Rather than spend their time addressing the very real problems faced by Texans — a gun violence epidemic, rising housing costs and homelessness, and repeated failures of the state's electrical grid — legislators are instead focused on torturing women who are carrying non-viable pregnancies, investigating the parents of trans young people, banning books and discussions of accurate racial history in public schools and universities, and elevating one particular set of religious beliefs above all others.

While SB 1515 failed this time, it wasn't the only attempt at Christian Nationalist indoctrination coming out of Texas. A bill allowing unlicensed, unregulated chaplains to replace school counselors has passed both chambers. It allows taxpayer money to be spent to pay the chaplains' salaries, but the bill lacks any safeguards against state-funded evangelism.
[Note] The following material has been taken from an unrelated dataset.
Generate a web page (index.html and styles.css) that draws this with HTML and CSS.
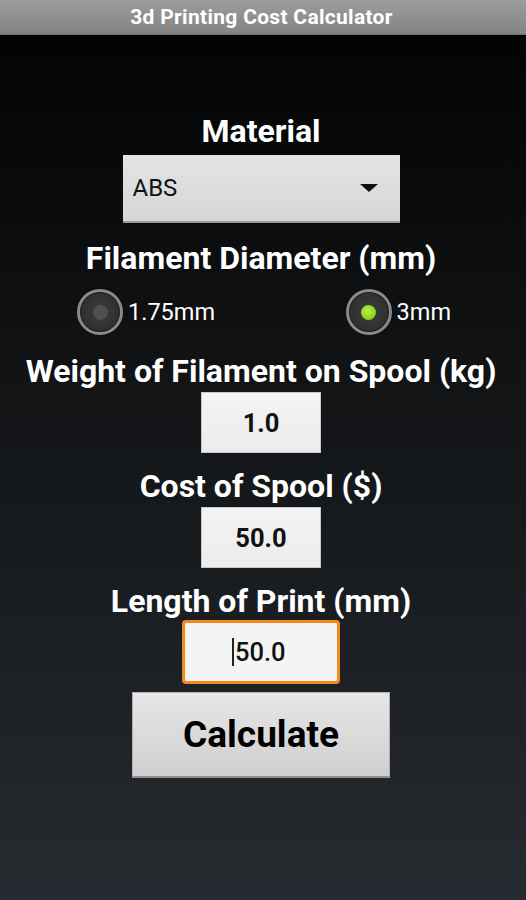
FILE: index.html
```html
<!DOCTYPE html>
<html>
<head>
<meta charset="utf-8">
<link rel="stylesheet" href="styles.css">
</head>
<body>
<div class="titlebar">3d Printing Cost Calculator</div>
<main class="content">
  <h2 class="heading h-material">Material</h2>
  <div class="spinner">
    <span class="spinner-text">ABS</span>
    <svg class="spinner-arrow" width="18" height="8" viewBox="0 0 18 8"><polygon points="0,0 18,0 9,8" fill="#111"/></svg>
  </div>
  <h2 class="heading h-diam">Filament Diameter (mm)</h2>
  <div class="radio-row">
    <label class="radio">
      <span class="radio-circle"><span class="radio-dot"></span></span>
      <span class="radio-label">1.75mm</span>
    </label>
    <label class="radio">
      <span class="radio-circle"><span class="radio-dot checked"></span></span>
      <span class="radio-label">3mm</span>
    </label>
  </div>
  <h2 class="heading h-weight">Weight of Filament on Spool (kg)</h2>
  <div class="field">1.0</div>
  <h2 class="heading h-cost">Cost of Spool ($)</h2>
  <div class="field">50.0</div>
  <h2 class="heading h-length">Length of Print (mm)</h2>
  <div class="field focused"><span class="caret"></span>50.0</div>
  <div class="button">Calculate</div>
</main>
</body>
</html>
```
FILE: styles.css
```css
html, body {
  margin: 0;
  padding: 0;
}
body {
  width: 526px;
  height: 900px;
  overflow: hidden;
  font-family: Roboto, "Liberation Sans", sans-serif;
  background: linear-gradient(to bottom, #020202 0px, #0a0b0c 200px, #181b1e 550px, #262b31 900px);
  color: #fff;
}
.titlebar {
  height: 35px;
  box-sizing: border-box;
  border-bottom: 1px solid #6e6e6e;
  background: linear-gradient(to bottom, #9d9d9d, #838383);
  color: #fff;
  font-weight: 700;
  font-size: 21px;
  letter-spacing: 0.3px;
  line-height: 34px;
  text-align: center;
  padding-right: 3px;
}
.content {
  display: flex;
  flex-direction: column;
  align-items: center;
  padding-top: 78px;
  padding-right: 4px;
}
.heading {
  margin: 0;
  font-size: 32px;
  font-weight: 700;
  line-height: 36px;
  height: 36px;
  color: #fff;
  white-space: nowrap;
}
.spinner {
  margin-top: 6px;
  width: 277px;
  height: 68px;
  box-sizing: border-box;
  background: linear-gradient(to bottom, #e3e4e4, #d6d6d6);
  border-bottom: 2px solid #9a9a9a;
  display: flex;
  align-items: center;
  justify-content: space-between;
  padding: 0 22px 0 10px;
  color: #111;
}
.spinner-text {
  font-size: 24px;
  font-weight: 400;
}
.spinner-arrow {
  display: block;
}
.h-diam {
  margin-top: 17px;
}
.radio-row {
  margin-top: 13px;
  width: 374px;
  display: flex;
  justify-content: space-between;
  margin-left: 6px;
}
.radio {
  display: flex;
  align-items: center;
  gap: 5px;
}
.radio-circle {
  width: 46px;
  height: 46px;
  box-sizing: border-box;
  border-radius: 50%;
  border: 3px solid #8a8a8a;
  background: radial-gradient(circle, #3c3c3c 0%, #2a2a2a 100%);
  box-shadow: inset 0 0 0 1px #1a1a1a;
  display: flex;
  align-items: center;
  justify-content: center;
}
.radio-dot {
  width: 15px;
  height: 15px;
  border-radius: 50%;
  background: #505050;
}
.radio-dot.checked {
  background: radial-gradient(circle at 45% 40%, #b8f04a 0%, #8fd41c 60%, #6fb010 100%);
}
.radio-label {
  font-size: 23.5px;
  color: #fff;
}
.h-weight {
  margin-top: 18px;
}
.field {
  margin-top: 3px;
  width: 120px;
  height: 61px;
  box-sizing: border-box;
  background: linear-gradient(to bottom, #f3f3f3, #ececec);
  border: 1px solid #c8c8c8;
  color: #111;
  font-weight: 700;
  font-size: 25.5px;
  display: flex;
  align-items: center;
  justify-content: center;
}
.h-cost, .h-length {
  margin-top: 15px;
}
.field.focused {
  margin-top: 1px;
  width: 158px;
  height: 64px;
  border: 3px solid #f08a1c;
  border-radius: 4px;
  background: #f3f4f4;
  font-weight: 500;
  padding-right: 4px;
}
.caret {
  display: inline-block;
  width: 1.5px;
  height: 28px;
  background: #222;
  margin-right: 1px;
}
.button {
  margin-top: 8px;
  width: 258px;
  height: 86px;
  box-sizing: border-box;
  background: linear-gradient(to bottom, #e6e6e6, #cfcfcf);
  border: 1px solid #b0b0b0;
  border-bottom: 2px solid #8e8e8e;
  color: #000;
  font-weight: 700;
  font-size: 37px;
  display: flex;
  align-items: center;
  justify-content: center;
}
```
We've not seen the last of Christian nationalist bills like SB 1515. The Supreme Court, dominated by the same ideology espoused by Lt. Gov. Patrick and his allies, has shown a willingness to favor religious litigants even when it violates decades of precedent. And like David Barton, when the truth isn't on their side, the court will simply invent more convenient "facts" or "history" to justify its actions.

How long will Texans sit by while their elected officials ignore the actual problems facing their state and instead spend their time on worthless bills like SB 1515? It's difficult to know. But for now, it's fortunate that public school teachers won't have to find space to hang another religious poster on their classroom walls. And they won't have to figure out how to explain "graven images," "adultery," or exactly what a "maidservant" is to third graders.

Nick Fish is the president of American Atheists and a seasoned civil rights and civil liberties advocate with 15 years of policy, political, and organizing experience fighting for the rights of atheists, humanists, and all nonreligious Americans.

The views expressed in this article are the writer's own.